Entries with page source code
+++
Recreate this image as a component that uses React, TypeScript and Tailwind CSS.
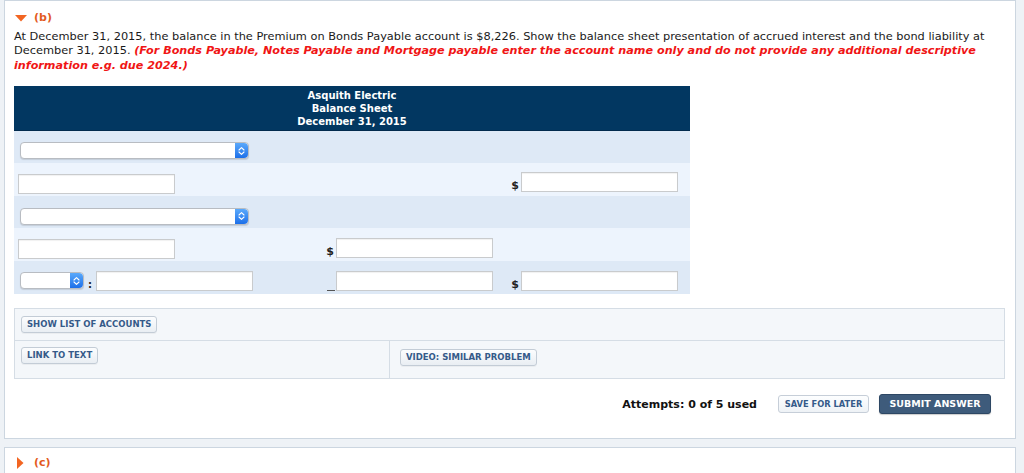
import React from "react";

function Stepper() {
  return (
    <div className="flex h-full w-[13px] items-center justify-center rounded-r-[4px] bg-gradient-to-b from-[#5aa9fb] to-[#1c6fe9]">
      <svg width="7" height="10" viewBox="0 0 7 10">
        <path d="M1 4 L3.5 1.6 L6 4 M1 6 L3.5 8.4 L6 6" stroke="white" strokeWidth="1.1" fill="none" strokeLinecap="round" strokeLinejoin="round" />
      </svg>
    </div>
  );
}

function Select({ wide }: { wide: boolean }) {
  return (
    <div
      className={
        wide
          ? "flex h-[17px] w-[229px] rounded-[4px] border border-[#b8bcc2] bg-white shadow-[0_1px_1px_rgba(0,0,0,0.12)]"
          : "flex h-[17px] w-[64px] rounded-[4px] border border-[#b8bcc2] bg-white shadow-[0_1px_1px_rgba(0,0,0,0.12)]"
      }
    >
      <div className="flex-1" />
      <Stepper />
    </div>
  );
}

function Field() {
  return (
    <input
      type="text"
      className="h-[20px] w-[157px] border border-[#c9cbcd] bg-white shadow-[inset_0_1px_1px_rgba(0,0,0,0.06)] outline-none"
    />
  );
}

function Dollar({ mark }: { mark: string }) {
  return (
    <span className="w-[14px] pb-[1px] pr-[2px] text-right text-[11px] font-bold leading-none text-[#222]">
      {mark}
    </span>
  );
}

function Btn({ children }: { children: React.ReactNode }) {
  return (
    <button className="block h-[17px] rounded-[3px] border border-[#c3ccd6] bg-gradient-to-b from-[#fcfdfe] to-[#e9eef3] px-[5px] text-[8.5px] font-bold leading-none text-[#355a89] shadow-[0_1px_0_rgba(0,0,0,0.04)]">
      {children}
    </button>
  );
}

export default function App() {
  return (
    <div className="h-[473px] w-[1024px] overflow-hidden bg-[#eef2f6] font-['DejaVu_Sans',Verdana,sans-serif] text-[#222]">
      {/* Panel (b) */}
      <div className="ml-[4px] h-[439px] w-[1012px] border border-[#ccd6e0] bg-white pl-[9px] pr-[10px] pt-[10px]">
        <div className="flex h-[14px] items-center">
          <svg width="12" height="7" viewBox="0 0 12 7" className="ml-[1px]">
            <polygon points="0,0 12,0 6,6.5" fill="#f26522" />
          </svg>
          <span className="ml-[7px] text-[11px] font-bold leading-[14px] text-[#e35b1e]">(b)</span>
        </div>
        <div className="mt-[4px] whitespace-nowrap text-[11.35px] leading-[14px] text-[#1a1a1a]">
          At December 31, 2015, the balance in the Premium on Bonds Payable account is $8,226. Show the balance sheet presentation of accrued interest and the bond liability at
          <br />
          December 31, 2015.{" "}
          <span className="text-[11.2px] font-bold italic text-[#f01515]">
            (For Bonds Payable, Notes Payable and Mortgage payable enter the account name only and do not provide any additional descriptive
            <br />
            information e.g. due 2024.)
          </span>
        </div>

        {/* Balance sheet table */}
        <div className="mt-[13px] w-[676px]">
          <div className="flex h-[45px] flex-col items-center justify-center border-b border-[#012a4d] bg-[#023761] text-[10px] font-bold leading-[13px] text-white">
            <div>Asquith Electric</div>
            <div>Balance Sheet</div>
            <div>December 31, 2015</div>
          </div>
          {/* row 1 */}
          <div className="flex h-[32px] items-center bg-[#dee9f6] pl-[6px] pt-[7px]">
            <Select wide={true} />
          </div>
          {/* row 2 */}
          <div className="flex h-[33px] items-center bg-[#edf4fd] pt-[8px]">
            <div className="w-[308px] pl-[4px]">
              <Field />
            </div>
            <div className="w-[185px]" />
            <div className="-mt-[3px] flex w-[183px] items-end">
              <Dollar mark="$" />
              <Field />
            </div>
          </div>
          {/* row 3 */}
          <div className="flex h-[32px] items-center bg-[#dee9f6] pl-[6px] pt-[8px]">
            <Select wide={true} />
          </div>
          {/* row 4 */}
          <div className="flex h-[33px] items-center bg-[#edf4fd] pt-[8px]">
            <div className="w-[308px] pl-[4px]">
              <Field />
            </div>
            <div className="-mt-[2px] flex w-[185px] items-end">
              <Dollar mark="$" />
              <Field />
            </div>
            <div className="w-[183px]" />
          </div>
          {/* row 5 */}
          <div className="flex h-[33px] items-center bg-[#dee9f6] pt-[6px]">
            <div className="flex w-[308px] items-center pl-[6px]">
              <Select wide={false} />
              <span className="w-[12px] self-end pb-[1px] text-center text-[10px] font-bold leading-none">:</span>
              <Field />
            </div>
            <div className="flex w-[185px] items-end">
              <span className="flex w-[14px] justify-end pr-[1px]">
                <span className="inline-block h-[1px] w-[8px] bg-[#555]" />
              </span>
              <Field />
            </div>
            <div className="flex w-[183px] items-end">
              <Dollar mark="$" />
              <Field />
            </div>
          </div>
        </div>

        {/* Buttons grid */}
        <div className="mt-[14px] h-[71px] border border-[#d5dde5] bg-[#f4f7fa]">
          <div className="flex h-[32px] items-start border-b border-[#d5dde5] pl-[6px] pt-[7px]">
            <Btn>SHOW LIST OF ACCOUNTS</Btn>
          </div>
          <div className="flex h-[37px]">
            <div className="flex w-[375px] items-start border-r border-[#d5dde5] pl-[6px] pt-[6px]">
              <Btn>LINK TO TEXT</Btn>
            </div>
            <div className="flex items-start pl-[10px] pt-[8px]">
              <Btn>VIDEO: SIMILAR PROBLEM</Btn>
            </div>
          </div>
        </div>

        {/* Actions */}
        <div className="mt-[15px] flex items-center justify-end pr-[14px]">
          <span className="text-[11px] font-bold leading-none text-[#111]">Attempts: 0 of 5 used</span>
          <button className="ml-[21px] h-[18px] w-[91px] rounded-[3px] border border-[#c6ced8] bg-gradient-to-b from-[#fdfeff] to-[#eef2f6] text-[8.3px] font-bold leading-none text-[#355a89]">
            SAVE FOR LATER
          </button>
          <button className="ml-[10px] h-[20px] w-[112px] rounded-[3px] border border-[#2d4764] bg-[#3e5b7b] text-[9.5px] font-bold leading-none text-white shadow-[0_1px_1px_rgba(0,0,0,0.2)]">
            SUBMIT ANSWER
          </button>
        </div>
      </div>

      {/* Panel (c) */}
      <div className="ml-[4px] mt-[8px] h-[40px] w-[1012px] border border-[#ccd6e0] bg-white pl-[11px] pt-[8px]">
        <div className="flex h-[14px] items-center">
          <svg width="7" height="12" viewBox="0 0 7 12" className="ml-[1px]">
            <polygon points="0,0 6.5,6 0,12" fill="#f26522" />
          </svg>
          <span className="ml-[10px] text-[11px] font-bold leading-[14px] text-[#e35b1e]">(c)</span>
        </div>
      </div>
    </div>
  );
}
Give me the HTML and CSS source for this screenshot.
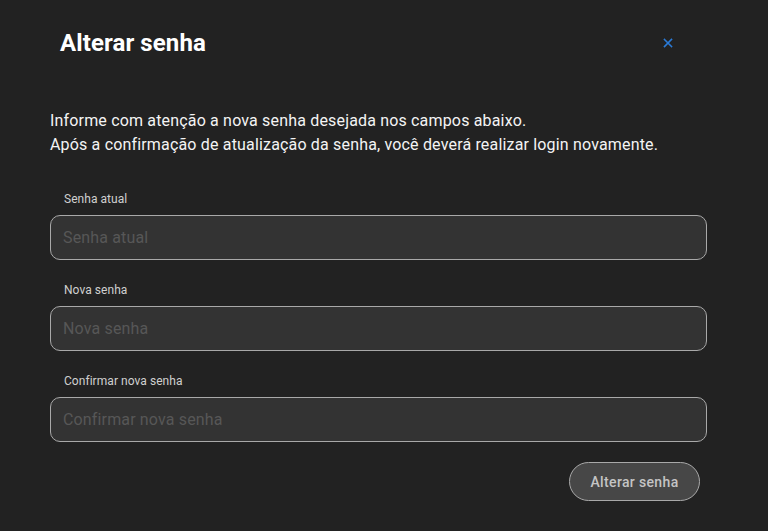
FILE: index.html
```html
<!DOCTYPE html>
<html lang="pt-BR">
<head>
<meta charset="utf-8">
<link rel="stylesheet" href="styles.css">
</head>
<body>
<div class="dialog">
  <header class="head">
    <h1 class="title">Alterar senha</h1>
    <button class="close" aria-label="Fechar">
      <svg width="10" height="10" viewBox="0 0 10 10"><path d="M1.5 1.5L8.5 8.5M8.5 1.5L1.5 8.5" stroke="#2a7ad6" stroke-width="1.6" stroke-linecap="square"/></svg>
    </button>
  </header>
  <p class="intro">Informe com atenção a nova senha desejada nos campos abaixo.<br>Após a confirmação de atualização da senha, você deverá realizar login novamente.</p>
  <form class="form">
    <label class="field">
      <span class="label">Senha atual</span>
      <input class="input" type="password" placeholder="Senha atual">
    </label>
    <label class="field">
      <span class="label">Nova senha</span>
      <input class="input" type="password" placeholder="Nova senha">
    </label>
    <label class="field">
      <span class="label">Confirmar nova senha</span>
      <input class="input" type="password" placeholder="Confirmar nova senha">
    </label>
    <div class="actions">
      <button class="submit" type="button">Alterar senha</button>
    </div>
  </form>
</div>
</body>
</html>
```

FILE: styles.css
```css
html, body {
  margin: 0;
  padding: 0;
  background: #222222;
  height: 100%;
}
body {
  font-family: Roboto, "Liberation Sans", sans-serif;
  color: #ffffff;
}
.dialog {
  padding: 0 61px 0 50px;
}
.head {
  display: flex;
  align-items: center;
  justify-content: space-between;
  height: 86px;
  padding: 0 34px 0 10px;
}
.title {
  margin: 0;
  font-size: 24px;
  font-weight: 700;
  color: #ffffff;
  letter-spacing: 0.1px;
}
.close {
  background: none;
  border: none;
  padding: 0;
  width: 10px;
  height: 10px;
  display: flex;
  cursor: pointer;
}
.intro {
  margin: 23px 0 0 0;
  font-size: 16px;
  line-height: 24px;
  letter-spacing: 0.17px;
  color: #f4f4f4;
}
.form {
  margin-top: 34px;
  display: flex;
  flex-direction: column;
  gap: 22px;
}
.field {
  display: flex;
  flex-direction: column;
  gap: 8px;
}
.label {
  font-size: 12px;
  line-height: 16px;
  color: #d0d0d0;
  padding-left: 14px;
  letter-spacing: 0.05px;
}
.input {
  box-sizing: border-box;
  height: 45px;
  width: 100%;
  background: #333333;
  border: 1px solid #a9a9a9;
  border-radius: 10px;
  padding: 0 12px;
  font-family: Roboto, "Liberation Sans", sans-serif;
  font-size: 16px;
  letter-spacing: 0.15px;
  color: #ffffff;
  outline: none;
}
.input::placeholder {
  color: #575757;
}
.actions {
  display: flex;
  justify-content: flex-end;
  padding-right: 7px;
  margin-top: -2px;
}
.submit {
  box-sizing: border-box;
  height: 39px;
  width: 131px;
  border-radius: 20px;
  background: #474747;
  border: 1px solid #a9a9a9;
  color: #c4c4c4;
  font-family: Roboto, "Liberation Sans", sans-serif;
  font-size: 14px;
  font-weight: 500;
  letter-spacing: 0.35px;
  cursor: pointer;
}
```
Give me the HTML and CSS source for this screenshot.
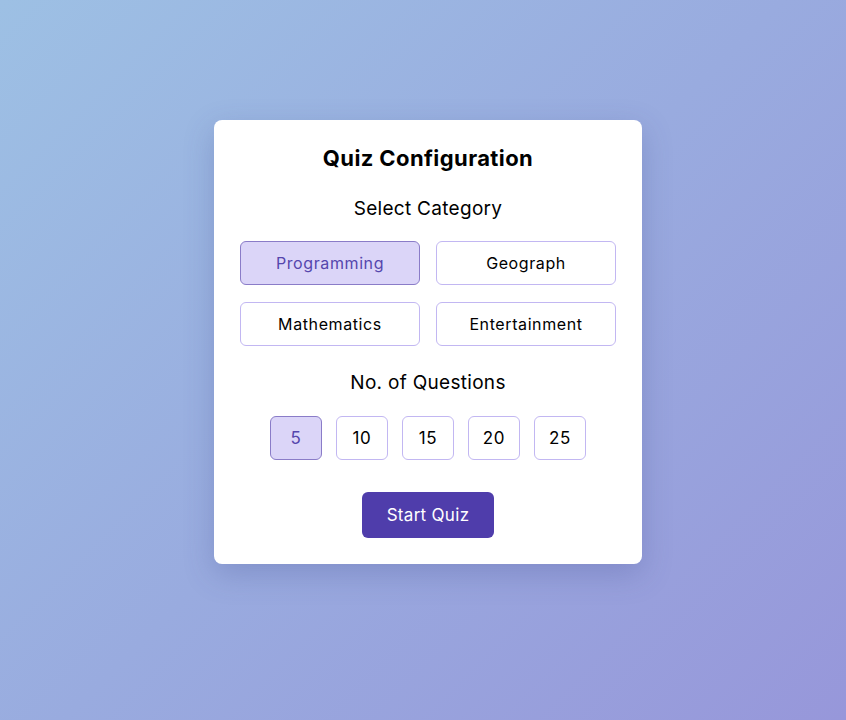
+++
What needs to be done:
Give only the number of lines in the data that hold the string "React".

Solution for this exercise:
3